Service-learning trip to Louisiana experiences servanthood
This past week, I had the wonderful opportunity to participate in a service-learning trip to Chauvin, La. While there, I was struck by the resilient and selfless attitudes of a community that has been affected time and time again by storms, floods, poverty and segregation. Despite difficult circumstances in the area, I came across hundreds of willing hands, joyful hearts and bright minds that were ready to serve the Lord in any way they could.
One verse that was on my heart all week was Ephesians 2:10, “For we are God’s masterpiece. He has created us anew in Christ Jesus, so we can do the good things he planned for us long ago” (NLT). The people of Chauvin displayed a strong willingness to emulate this verse by bringing peace and joy to their community; I believe this was God working through them.
I saw this happen through acts of servanthood. Members of the church and community took it upon themselves to provide delicious meals for us, lead us on a “‘gator gazing” walk and take the time just to talk with us.
We were able to listen to a former Houma Indian tribe chief talk about how she and her husband opened their home to the community after flooding wrecked several people’s homes, and I heard from another woman who takes the time to care for God’s creation in the area and, in doing so, reminds the community they matter and belong.

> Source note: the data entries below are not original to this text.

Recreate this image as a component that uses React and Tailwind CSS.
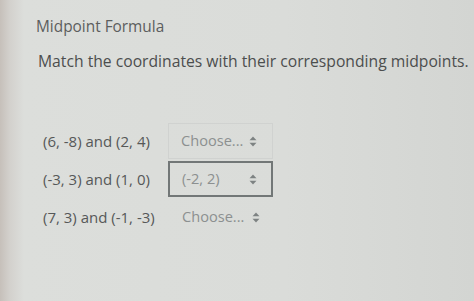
import React from "react";

function Arrows() {
  return (
    <svg width="8" height="11" viewBox="0 0 8 11" className="shrink-0">
      <path d="M4 0.5 L7.5 4.2 L0.5 4.2 Z" fill="#7d8282" />
      <path d="M4 10.5 L7.5 6.8 L0.5 6.8 Z" fill="#7d8282" />
    </svg>
  );
}

function Select({ value, placeholder, variant }) {
  const border =
    variant === "focused"
      ? "border-2 border-[#727777] pl-[12px] pr-[14px]"
      : variant === "none"
      ? "pl-[14px] pr-[13px]"
      : "border border-[#d0d2d0] pl-[12px] pr-[15px]";
  return (
    <div className={"flex h-[36px] w-[105px] items-center justify-between " + border}>
      <span className="whitespace-nowrap text-[14.6px] text-[#8c9090]">{value || placeholder}</span>
      <Arrows />
    </div>
  );
}

export default function App() {
  const rows = [
    { label: "(6, -8) and (2, 4)", value: null, variant: "default" },
    { label: "(-3, 3) and (1, 0)", value: "(-2, 2)", variant: "focused" },
    { label: "(7, 3) and (-1, -3)", value: null, variant: "none" },
  ];
  return (
    <div
      className="h-[301px] w-[474px] overflow-hidden bg-[linear-gradient(90deg,#c6c0ba_0px,#d3d1cd_10px,#dcdedb_24px,#dadcd9_60%,#d3d5d2_100%)] text-[#4e5050]"
      style={{ fontFamily: '"Open Sans", "Noto Sans", sans-serif' }}
    >
      <div className="pl-[36px] pt-[15px]">
        <div className="whitespace-nowrap text-[15.4px] leading-[24px] text-[#5c5e5e]">Midpoint Formula</div>
        <div className="mt-[10px] whitespace-nowrap pl-[2px] text-[15.7px] leading-[24px] text-[#4c4e4e]">
          Match the coordinates with their corresponding midpoints.
        </div>
        <div className="mt-[50px] flex flex-col gap-[2px] pl-[7px]">
          {rows.map((r, i) => (
            <div key={i} className="flex items-center">
              <div className="w-[125px] whitespace-nowrap text-[15px] text-[#565858]">{r.label}</div>
              <Select value={r.value} placeholder="Choose..." variant={r.variant} />
            </div>
          ))}
        </div>
      </div>
    </div>
  );
}
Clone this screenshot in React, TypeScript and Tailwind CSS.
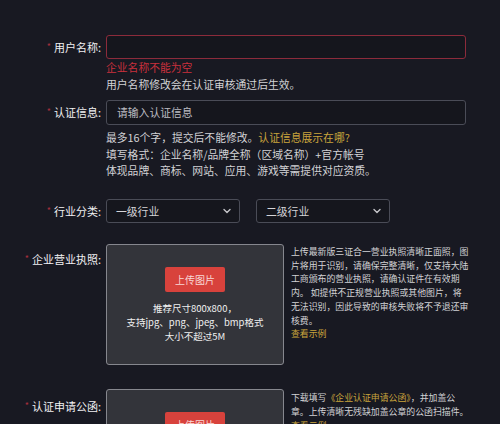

The church where we stayed — which went eight years without a pastor and had only 12 members when the current pastor of three years arrived — also strongly believes in reaching out to those who might not otherwise feel that they belong. Several people with disabilities or without jobs attend this church. The love we experienced from them was unmeasurable.
One member of the church, who works at the fabulous Pizza Express, made it a point to come join us for meals and help out whenever he could, despite his busy schedule. Junior Sarah Weiss was impacted by a woman in the congregation who sat next to her during church. While this woman could not read or write, she offered Sarah her notebook, and had her write down every Bible verse that was spoken before having her look up where it was in the Bible — even though she could not read. She also asked Sarah to pray for her, which Sarah was happy to do.
I had a similar experience while singing a hymn. The woman next to me could not speak more than a few words; however, I am positive that her humming along with the melody sounded just as glorious to our heavenly father as it did to me.
I was also touched by the humble attitudes of servanthood displayed in the 18 students and the Calvin faculty members that I worked alongside. Jesus was clearly present every day through someone quietly cleaning up the kitchen, gently encouraging others or being a listening ear. When I asked students to lead worship the first Sunday after a long car drive, several students eagerly volunteered to help, while others promptly went to lead Sunday School or took the time to know members of the congregation.
Service-learning trips bring awareness to the fact that God is present everywhere, that he is working in people to bring redemption to the creation that he adores and that his light and gospel are made known in mysterious ways.
My favorite lyrics by All Sons & Daughters say, “You take brokenness aside and make it beautiful.” While brokenness is present in Chauvin, there is also an unperplexed hope that I found to be wildly encouraging. I walked away from southern Louisiana in awe of the visible truth that God is at work caring for all of his people and creation.